> [PROBLEM REQUIREMENTS] Report the number of lines that hold the string "React". Leave out any other text.
☆ ☆ ☆
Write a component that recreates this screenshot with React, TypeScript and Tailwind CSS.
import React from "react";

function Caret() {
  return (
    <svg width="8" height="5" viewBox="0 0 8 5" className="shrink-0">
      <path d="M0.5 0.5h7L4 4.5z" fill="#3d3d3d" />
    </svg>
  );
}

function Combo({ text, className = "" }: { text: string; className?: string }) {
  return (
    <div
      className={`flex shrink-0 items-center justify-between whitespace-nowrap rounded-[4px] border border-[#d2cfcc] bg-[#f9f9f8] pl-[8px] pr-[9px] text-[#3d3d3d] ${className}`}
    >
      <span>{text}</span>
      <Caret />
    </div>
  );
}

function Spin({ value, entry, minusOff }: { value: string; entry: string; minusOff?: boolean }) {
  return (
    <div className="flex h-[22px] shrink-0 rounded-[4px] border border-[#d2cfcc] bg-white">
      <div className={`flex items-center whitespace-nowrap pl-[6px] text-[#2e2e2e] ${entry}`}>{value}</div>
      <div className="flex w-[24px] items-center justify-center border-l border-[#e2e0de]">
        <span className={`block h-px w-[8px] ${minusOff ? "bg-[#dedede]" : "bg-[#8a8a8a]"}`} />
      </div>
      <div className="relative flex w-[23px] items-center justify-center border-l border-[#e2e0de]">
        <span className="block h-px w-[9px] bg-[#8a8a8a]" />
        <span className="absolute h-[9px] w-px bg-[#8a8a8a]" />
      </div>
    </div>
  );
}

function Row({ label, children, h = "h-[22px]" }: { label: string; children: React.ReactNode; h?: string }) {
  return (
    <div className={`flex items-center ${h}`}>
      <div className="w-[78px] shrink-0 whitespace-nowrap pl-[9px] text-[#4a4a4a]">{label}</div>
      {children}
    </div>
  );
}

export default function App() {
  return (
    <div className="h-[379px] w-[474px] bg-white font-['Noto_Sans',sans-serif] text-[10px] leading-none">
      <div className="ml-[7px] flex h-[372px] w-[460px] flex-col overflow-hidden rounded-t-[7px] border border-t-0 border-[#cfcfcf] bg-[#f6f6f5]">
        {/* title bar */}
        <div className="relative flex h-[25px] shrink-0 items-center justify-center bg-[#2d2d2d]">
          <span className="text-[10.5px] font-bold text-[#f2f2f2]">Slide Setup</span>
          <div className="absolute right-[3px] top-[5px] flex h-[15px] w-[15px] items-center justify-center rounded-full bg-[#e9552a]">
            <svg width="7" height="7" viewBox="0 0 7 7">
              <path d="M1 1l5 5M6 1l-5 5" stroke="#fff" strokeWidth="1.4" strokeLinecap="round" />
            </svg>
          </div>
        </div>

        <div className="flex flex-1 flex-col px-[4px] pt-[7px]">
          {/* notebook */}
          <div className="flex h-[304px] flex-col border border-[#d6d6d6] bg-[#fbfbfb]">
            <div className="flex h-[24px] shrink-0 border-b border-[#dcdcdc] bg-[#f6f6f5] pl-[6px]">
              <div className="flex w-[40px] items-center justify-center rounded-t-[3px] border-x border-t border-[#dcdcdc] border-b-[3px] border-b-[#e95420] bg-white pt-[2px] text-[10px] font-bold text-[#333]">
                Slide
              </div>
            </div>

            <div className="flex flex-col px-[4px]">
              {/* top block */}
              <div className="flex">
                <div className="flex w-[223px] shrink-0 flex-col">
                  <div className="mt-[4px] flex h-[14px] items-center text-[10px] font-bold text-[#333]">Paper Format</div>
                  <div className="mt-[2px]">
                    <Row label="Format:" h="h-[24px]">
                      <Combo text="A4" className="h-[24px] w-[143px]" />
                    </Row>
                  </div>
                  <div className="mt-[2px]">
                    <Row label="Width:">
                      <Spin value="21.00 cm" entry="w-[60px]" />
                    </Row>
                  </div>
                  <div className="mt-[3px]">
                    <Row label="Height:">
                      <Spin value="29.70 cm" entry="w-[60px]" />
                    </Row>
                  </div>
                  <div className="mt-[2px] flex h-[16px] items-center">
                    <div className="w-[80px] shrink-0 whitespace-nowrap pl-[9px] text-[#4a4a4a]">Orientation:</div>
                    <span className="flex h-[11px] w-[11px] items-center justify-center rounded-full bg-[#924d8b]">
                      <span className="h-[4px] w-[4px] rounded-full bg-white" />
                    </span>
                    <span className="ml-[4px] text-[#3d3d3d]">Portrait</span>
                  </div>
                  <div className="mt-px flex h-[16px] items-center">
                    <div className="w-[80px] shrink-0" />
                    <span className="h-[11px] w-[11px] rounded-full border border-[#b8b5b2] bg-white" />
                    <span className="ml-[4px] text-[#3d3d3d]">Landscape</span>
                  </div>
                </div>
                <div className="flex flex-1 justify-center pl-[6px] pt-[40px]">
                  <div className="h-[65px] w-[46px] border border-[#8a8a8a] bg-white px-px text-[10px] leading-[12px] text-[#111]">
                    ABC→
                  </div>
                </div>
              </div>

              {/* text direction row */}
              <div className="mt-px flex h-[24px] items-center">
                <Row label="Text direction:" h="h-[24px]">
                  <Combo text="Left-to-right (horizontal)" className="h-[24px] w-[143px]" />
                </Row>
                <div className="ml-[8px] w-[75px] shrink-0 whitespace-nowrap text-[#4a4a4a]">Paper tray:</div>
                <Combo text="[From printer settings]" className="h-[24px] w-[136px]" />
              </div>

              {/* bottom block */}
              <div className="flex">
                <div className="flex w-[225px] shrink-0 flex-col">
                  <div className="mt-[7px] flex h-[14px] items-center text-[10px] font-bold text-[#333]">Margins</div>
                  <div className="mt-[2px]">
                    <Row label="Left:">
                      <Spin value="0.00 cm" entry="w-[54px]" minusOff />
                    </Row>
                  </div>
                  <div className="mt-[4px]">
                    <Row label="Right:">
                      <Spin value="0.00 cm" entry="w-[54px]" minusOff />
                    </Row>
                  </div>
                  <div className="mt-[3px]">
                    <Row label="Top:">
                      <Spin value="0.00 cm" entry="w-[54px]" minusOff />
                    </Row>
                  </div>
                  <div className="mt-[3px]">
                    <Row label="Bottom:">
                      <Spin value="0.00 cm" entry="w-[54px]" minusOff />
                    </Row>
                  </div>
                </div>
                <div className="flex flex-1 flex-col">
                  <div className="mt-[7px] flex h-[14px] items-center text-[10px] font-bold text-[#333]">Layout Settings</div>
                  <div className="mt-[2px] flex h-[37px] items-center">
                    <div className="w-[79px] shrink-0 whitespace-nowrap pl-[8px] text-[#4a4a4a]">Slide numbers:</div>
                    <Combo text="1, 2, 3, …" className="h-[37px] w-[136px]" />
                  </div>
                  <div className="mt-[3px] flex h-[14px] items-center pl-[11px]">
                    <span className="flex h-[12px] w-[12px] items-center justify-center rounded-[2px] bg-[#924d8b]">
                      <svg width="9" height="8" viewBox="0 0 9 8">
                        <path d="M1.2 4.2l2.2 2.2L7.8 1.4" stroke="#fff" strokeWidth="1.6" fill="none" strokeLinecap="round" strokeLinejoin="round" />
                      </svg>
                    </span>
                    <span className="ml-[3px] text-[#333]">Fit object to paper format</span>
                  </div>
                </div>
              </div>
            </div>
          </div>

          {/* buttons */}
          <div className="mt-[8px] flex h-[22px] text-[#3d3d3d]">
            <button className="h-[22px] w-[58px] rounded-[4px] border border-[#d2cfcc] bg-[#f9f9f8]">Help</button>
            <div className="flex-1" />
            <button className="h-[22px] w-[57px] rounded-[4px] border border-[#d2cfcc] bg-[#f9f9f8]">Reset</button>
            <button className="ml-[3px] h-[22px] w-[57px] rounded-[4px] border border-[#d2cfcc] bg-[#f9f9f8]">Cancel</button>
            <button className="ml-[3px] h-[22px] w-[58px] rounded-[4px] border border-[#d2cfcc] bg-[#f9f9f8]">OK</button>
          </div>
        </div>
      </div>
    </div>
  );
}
☆ ☆ ☆
> [EXERCISE RESPONSE] 3